Increase the remuneration of women solely, regardless of merit
One common way of doing this is by having job or Role “evaluations” for individual posts or creating new posts and giving higher weighting to office skills and/or exaggerating responsibility levels of administrative staff. Good examples of these are the ones that get into the papers where the Job has highly suspect titles. Usually these include words like “Culture”, “Interface” “Client relationships” and of course “Equality” or “Cohesion” . Frequently quite peripheral administrative or PR Jobs given exaggerated importance (and Salary) in a management structure.
Increase remuneration in disciplines largely staffed by women (including Human Remains), while reducing remuneration in disciplines largely staffed by men, over time (maybe giving men lower annual increases
The most common way of doing this is by having job or Role “evaluations” throughout the workforce and giving higher weighting to office skills and/or exaggerating responsibility levels of administrative staff.

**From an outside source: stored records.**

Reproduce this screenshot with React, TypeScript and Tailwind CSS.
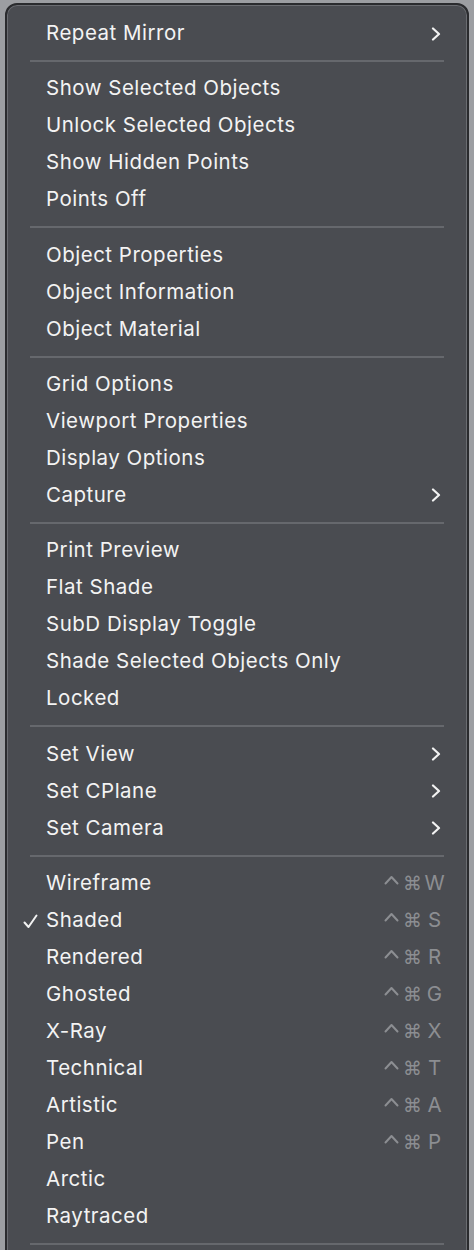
import React from "react";

type Item = { label: string; sub?: boolean; check?: boolean; key?: string };

const sections: Item[][] = [
  [{ label: "Repeat Mirror", sub: true }],
  [
    { label: "Show Selected Objects" },
    { label: "Unlock Selected Objects" },
    { label: "Show Hidden Points" },
    { label: "Points Off" },
  ],
  [
    { label: "Object Properties" },
    { label: "Object Information" },
    { label: "Object Material" },
  ],
  [
    { label: "Grid Options" },
    { label: "Viewport Properties" },
    { label: "Display Options" },
    { label: "Capture", sub: true },
  ],
  [
    { label: "Print Preview" },
    { label: "Flat Shade" },
    { label: "SubD Display Toggle" },
    { label: "Shade Selected Objects Only" },
    { label: "Locked" },
  ],
  [
    { label: "Set View", sub: true },
    { label: "Set CPlane", sub: true },
    { label: "Set Camera", sub: true },
  ],
  [
    { label: "Wireframe", key: "W" },
    { label: "Shaded", key: "S", check: true },
    { label: "Rendered", key: "R" },
    { label: "Ghosted", key: "G" },
    { label: "X-Ray", key: "X" },
    { label: "Technical", key: "T" },
    { label: "Artistic", key: "A" },
    { label: "Pen", key: "P" },
    { label: "Arctic" },
    { label: "Raytraced" },
  ],
];

function Chevron() {
  return (
    <svg width="12" height="14" viewBox="0 0 12 14" className="text-[#f2f2f2]">
      <path d="M3 1.5 L9 7 L3 12.5" fill="none" stroke="currentColor" strokeWidth="2.2" strokeLinecap="round" strokeLinejoin="round" />
    </svg>
  );
}

function Check() {
  return (
    <svg width="15" height="15" viewBox="0 0 15 15" className="text-[#f2f2f2]">
      <path d="M1.5 8.5 L5.5 13 L13.5 1.5" fill="none" stroke="currentColor" strokeWidth="2" strokeLinecap="round" strokeLinejoin="round" />
    </svg>
  );
}

function Caret() {
  return (
    <svg width="15" height="10" viewBox="0 0 15 10">
      <path d="M1.5 8.5 L7.5 2 L13.5 8.5" fill="none" stroke="#8c8e92" strokeWidth="2" strokeLinecap="round" strokeLinejoin="round" />
    </svg>
  );
}

function Row({ item }: { item: Item }) {
  return (
    <div className="relative flex h-[37px] items-center pl-[38px] pr-[22px]">
      {item.check && (
        <div className="absolute left-[15px] top-[12px]">
          <Check />
        </div>
      )}
      <span className="flex-1 text-[20.5px] text-[#f3f3f3] tracking-[0.5px]">{item.label}</span>
      {item.sub && (
        <div className="mr-[2px] flex items-center">
          <Chevron />
        </div>
      )}
      {item.key && (
        <span className="mr-[-3px] flex items-center text-[#8c8e92]">
          <span className="mb-[6px] flex items-center">
            <Caret />
          </span>
          <span className="ml-[4px] font-['DejaVu_Sans',sans-serif] text-[19px] leading-none">⌘</span>
          <span className="w-[25px] text-center text-[20.5px]">{item.key}</span>
        </span>
      )}
    </div>
  );
}

function Sep() {
  return (
    <div className="flex h-[18.3px] items-center px-[22px]">
      <div className="h-[2px] w-full bg-[#66686d]" />
    </div>
  );
}

export default function App() {
  return (
    <div className="h-[1250px] w-[474px] overflow-hidden bg-[#9c9ea2] pt-[3px] font-['Inter','Liberation_Sans',sans-serif]">
      <div className="ml-[5px] w-[464px] rounded-[12px] border-2 border-[#2a2b2e] bg-[#4a4c51] shadow-[inset_0_0_0_1px_#6a6c71]">
        <div className="px-[1px] pb-[40px] pt-[10px]">
          {sections.map((sec, i) => (
            <div key={i}>
              {i > 0 && <Sep />}
              {sec.map((it) => (
                <Row key={it.label} item={it} />
              ))}
            </div>
          ))}
          <Sep />
        </div>
      </div>
    </div>
  );
}
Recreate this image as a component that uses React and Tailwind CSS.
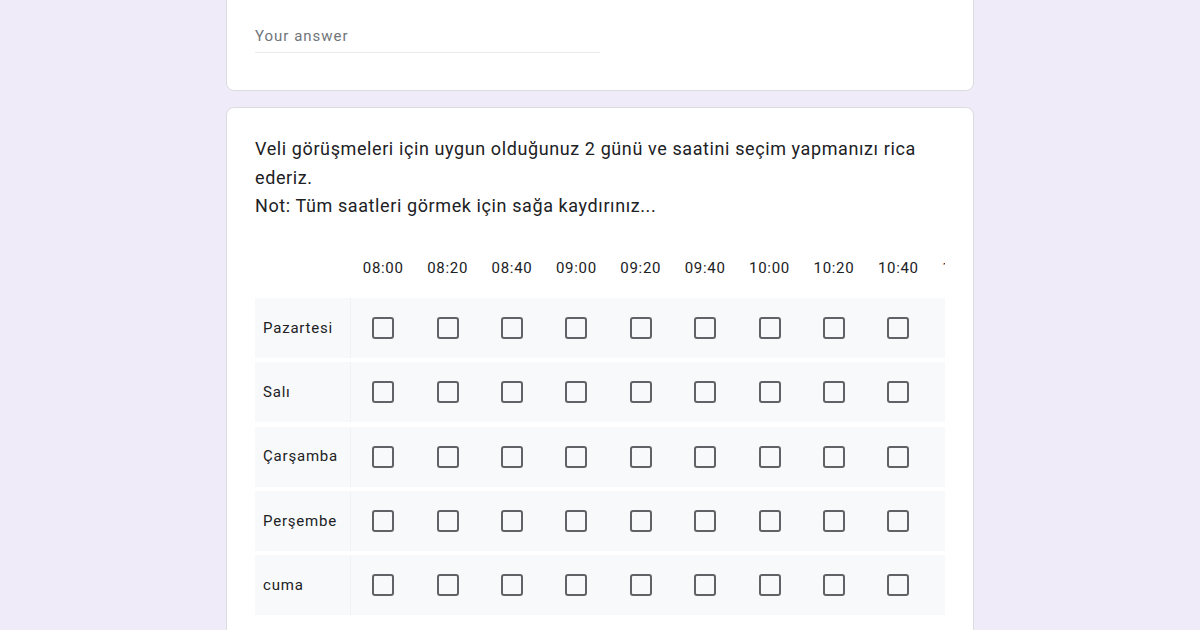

In effect demoting more “hands” on work (usually the male roles actually or figuratively “getting their hands dirty”) Hence in public services clerical and administrative jobs are very much better paid (at the moment) than the private sector equivalents.
We can expect to see all these as Companies try to “do something” . It will be interesting to see if those companies who have a reverse pay gap (which is quite likely in some law firms, publishing, fashion, health or care firms) feel compelled to do something.
As no one will tell them I do think organisations like yours could keep reminding men that direct discrimination is illegal and that some of the “positive action” can and has been challenged successfully. Frankly the best ally the feminists have is men’s ignorance of the rights they do have.